### INSTRUCTIONS FOR THE TASK:
Count how many lines of the material below have the word "this" and give only the number.

### GIVEN ENTRIES:
════════════════

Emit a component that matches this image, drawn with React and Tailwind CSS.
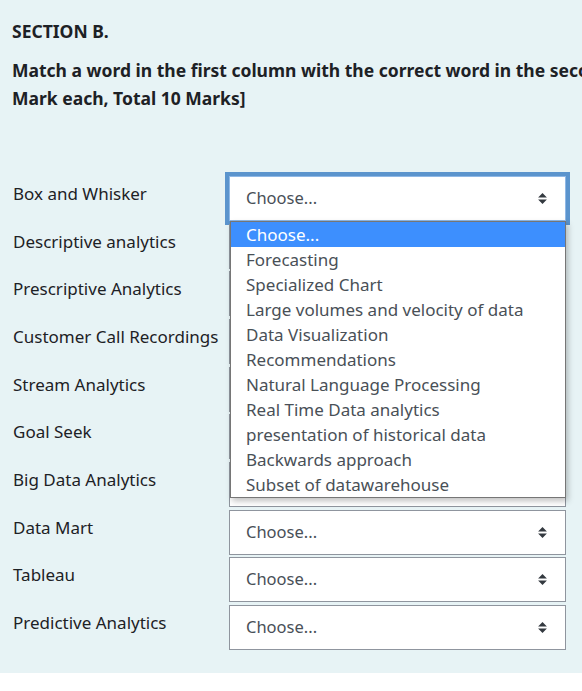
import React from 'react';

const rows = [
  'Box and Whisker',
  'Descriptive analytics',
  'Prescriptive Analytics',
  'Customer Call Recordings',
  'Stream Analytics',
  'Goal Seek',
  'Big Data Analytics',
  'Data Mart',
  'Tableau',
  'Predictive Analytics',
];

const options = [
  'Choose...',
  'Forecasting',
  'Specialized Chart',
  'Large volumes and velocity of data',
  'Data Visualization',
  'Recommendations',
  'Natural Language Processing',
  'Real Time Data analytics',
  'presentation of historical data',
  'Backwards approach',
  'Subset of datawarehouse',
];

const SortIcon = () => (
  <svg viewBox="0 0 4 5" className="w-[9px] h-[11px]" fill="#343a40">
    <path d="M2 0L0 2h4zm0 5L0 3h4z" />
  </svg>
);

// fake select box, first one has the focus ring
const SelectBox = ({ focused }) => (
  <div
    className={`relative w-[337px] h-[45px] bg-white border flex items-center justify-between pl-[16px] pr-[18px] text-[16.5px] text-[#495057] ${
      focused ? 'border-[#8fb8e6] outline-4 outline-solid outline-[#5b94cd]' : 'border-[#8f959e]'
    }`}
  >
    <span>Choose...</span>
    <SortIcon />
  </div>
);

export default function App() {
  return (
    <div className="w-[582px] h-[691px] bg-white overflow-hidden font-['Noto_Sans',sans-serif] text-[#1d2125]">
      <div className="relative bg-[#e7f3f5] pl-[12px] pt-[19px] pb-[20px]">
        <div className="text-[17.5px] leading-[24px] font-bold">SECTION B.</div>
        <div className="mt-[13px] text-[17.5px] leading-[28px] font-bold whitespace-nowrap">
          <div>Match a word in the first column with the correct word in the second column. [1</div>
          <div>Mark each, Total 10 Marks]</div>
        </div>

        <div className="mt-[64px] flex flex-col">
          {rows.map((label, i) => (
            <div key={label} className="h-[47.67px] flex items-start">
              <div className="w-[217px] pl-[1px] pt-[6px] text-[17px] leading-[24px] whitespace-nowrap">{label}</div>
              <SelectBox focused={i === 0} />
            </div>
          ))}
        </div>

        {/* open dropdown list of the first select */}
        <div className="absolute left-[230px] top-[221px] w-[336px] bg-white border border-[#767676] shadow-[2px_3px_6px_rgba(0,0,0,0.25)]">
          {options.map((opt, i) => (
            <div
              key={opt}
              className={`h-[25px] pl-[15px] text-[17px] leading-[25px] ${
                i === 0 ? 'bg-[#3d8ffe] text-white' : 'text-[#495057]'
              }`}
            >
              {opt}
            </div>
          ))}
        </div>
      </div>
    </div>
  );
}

════════════════

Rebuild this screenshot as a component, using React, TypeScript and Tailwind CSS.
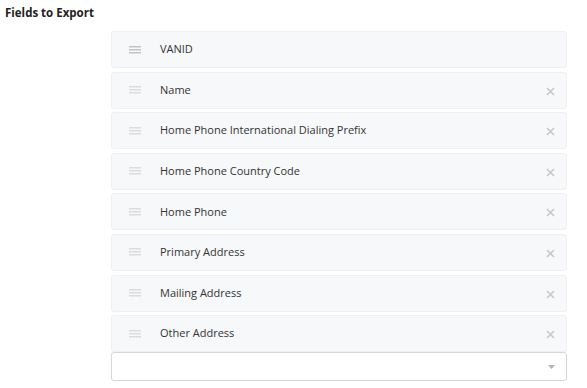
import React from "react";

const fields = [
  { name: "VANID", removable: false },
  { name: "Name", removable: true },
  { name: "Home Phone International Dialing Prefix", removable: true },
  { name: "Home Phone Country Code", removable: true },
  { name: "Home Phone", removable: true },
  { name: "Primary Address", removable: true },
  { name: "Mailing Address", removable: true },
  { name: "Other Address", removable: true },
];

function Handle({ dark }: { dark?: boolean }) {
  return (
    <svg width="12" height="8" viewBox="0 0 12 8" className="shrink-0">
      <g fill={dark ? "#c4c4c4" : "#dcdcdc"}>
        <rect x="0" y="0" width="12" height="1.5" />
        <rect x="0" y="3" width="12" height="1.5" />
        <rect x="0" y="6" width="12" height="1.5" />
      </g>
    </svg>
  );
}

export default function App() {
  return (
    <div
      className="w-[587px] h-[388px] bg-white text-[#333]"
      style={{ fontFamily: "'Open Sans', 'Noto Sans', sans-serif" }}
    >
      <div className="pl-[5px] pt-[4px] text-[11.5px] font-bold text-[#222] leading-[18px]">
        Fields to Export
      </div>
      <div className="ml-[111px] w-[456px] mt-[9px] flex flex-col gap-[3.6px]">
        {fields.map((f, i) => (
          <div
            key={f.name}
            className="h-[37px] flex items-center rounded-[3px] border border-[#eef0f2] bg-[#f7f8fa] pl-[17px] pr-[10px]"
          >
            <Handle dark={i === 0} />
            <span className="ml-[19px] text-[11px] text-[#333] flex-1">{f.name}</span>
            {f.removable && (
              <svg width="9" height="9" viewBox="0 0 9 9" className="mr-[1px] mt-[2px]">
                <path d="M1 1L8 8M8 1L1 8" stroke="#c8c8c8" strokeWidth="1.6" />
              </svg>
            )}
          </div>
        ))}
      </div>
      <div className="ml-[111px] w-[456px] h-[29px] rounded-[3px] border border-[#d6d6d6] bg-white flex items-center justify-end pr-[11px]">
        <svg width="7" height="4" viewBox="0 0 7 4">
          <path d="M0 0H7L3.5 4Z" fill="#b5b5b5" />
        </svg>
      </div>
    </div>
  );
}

════════════════

### RESPONSE:
2